The success of poems like those in Feral can be judged in part by the balance of the number of ‘Wow!’ moments with the number of ‘What on earth?’ moments; Potts is highly skilled at balancing the reader’s occasional initial bafflement with a linguistic beauty which makes us want to keep re-reading to understand.
While one occasionally feels that one is being met at the door to these poems by a mean-looking bouncer who needs you to pass an IQ test, one also knows immediately that there’s an astonishing party going on inside. At the heart of Feral are extracts from ‘The Blown Definitions,’ a multi-voiced poetry radio play set in 2068. These give us everything from fragments of narrative to translations from the work of an imagined poet; the sequence is a rich and ambitious one. I was especially taken with the way in which, in the first section, a radio presenter’s relaying of a narrative about an enigmatic poet jumps suddenly to the voices of the characters in the story she tells. There’s a management of time here which recalls Under Milk Wood, as does the content of the characters’ gossip about the poet:
GIL’S FATHER (BOY 1):
At night, he sleeps in a big tin bath.
GIRL:
He makes weird tisanes and potions at night:
fish-blood and witching herbs. If you get too
close, he’ll turn you into a –
GIL’S FATHER (BOY 1):
He eats cat food out of a tin! I saw him.

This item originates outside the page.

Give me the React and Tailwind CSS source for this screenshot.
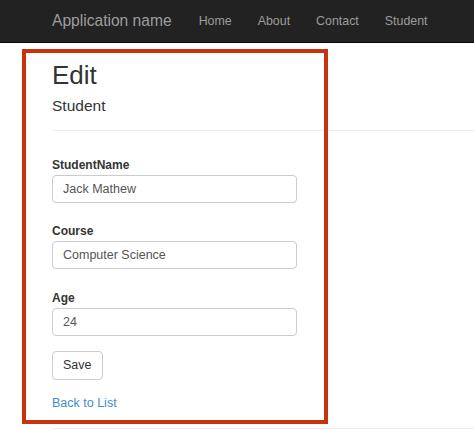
import React from "react";

const links = ["Home", "About", "Contact", "Student"];

const Field = ({ label, value, className }) => {
  return (
    <div className={className}>
      <label className="block text-[12px] leading-[17px] font-bold text-[#333] mb-[1px]">
        {label}
      </label>
      <input
        type="text"
        defaultValue={value}
        className="block w-[245px] h-[28px] px-[10px] text-[12.5px] text-[#555] bg-white border border-[#ccc] rounded-[4px] outline-none"
      />
    </div>
  );
};

const App = () => {
  return (
    <div className="relative w-[474px] h-[434px] overflow-hidden bg-white font-['Liberation_Sans',Arial,sans-serif]">
      <nav className="h-[43px] bg-[#222] border-b border-[#080808] flex items-center pl-[52px]">
        <span className="text-[15.6px] text-[#9d9d9d] mr-[14px]">
          Application name
        </span>
        {links.map((l) => (
          <a key={l} href="#" className="px-[13px] text-[12.4px] text-[#9d9d9d]">
            {l}
          </a>
        ))}
      </nav>

      <div className="pl-[52px]">
        <h2 className="mt-[19px] text-[26px] leading-[26px] text-[#333]">Edit</h2>
        <h4 className="mt-[10px] text-[15.5px] leading-[15px] text-[#333]">Student</h4>
        <hr className="mt-[17px] border-t border-[#eee]" />

        <form>
          <Field label="StudentName" value="Jack Mathew" className="mt-[26px]" />
          <Field label="Course" value="Computer Science" className="mt-[20px]" />
          <Field label="Age" value="24" className="mt-[21px]" />

          <button
            type="button"
            className="mt-[15px] h-[29px] px-[10px] text-[12.5px] text-[#333] bg-white border border-[#ccc] rounded-[4px]"
          >
            Save
          </button>
        </form>

        <a href="#" className="block mt-[14px] text-[12.5px] leading-[18px] text-[#428bca]">
          Back to List
        </a>
        <hr className="mt-[16px] border-t border-[#eee]" />
      </div>

      {/* annotation frame drawn over the form */}
      <div className="absolute left-[22px] top-[49px] w-[306px] h-[375px] border-[4px] border-[#c8320f] pointer-events-none" />
    </div>
  );
};

export default App;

Given Bloodaxe’s innovations in providing audio and video content with their books, I wondered if providing a link to a performance of the radio play extracts may further enrich people’s enjoyment of the collection.
Excitement at the level of language in the collection is matched by innovation at the level of form. A running sequence of poems, ‘A General Dictionary of Magic’ features poems as dictionary definitions. ‘Footnotes to a Long-distance Telephone Call’ is, as the title suggests, a poem-asfootnotes. When Potts moves in more traditional directions though, the effects are beautiful. ‘Wayfarer’ is a fabulous ghazal:
Though I’m a dog-eared page, and tired, and
the day stank, I’ll sing your lullaby.
I’ll lift up the croak and rattle of my voice to
bring your lullaby.
All in all, these poems are a towering linguistic achievement. To read Feral for a while is to find it bamboozling and beautiful, to want to read it for longer. Once that’s done, the only response is to consider it a masterpiece, and to feel that everyone who cares about language should read it. It’s certainly a book for me. Whether or not it will be the book for you, reader, depends, to return to Corcoran, who deserves the last word here, entirely on what you’re after.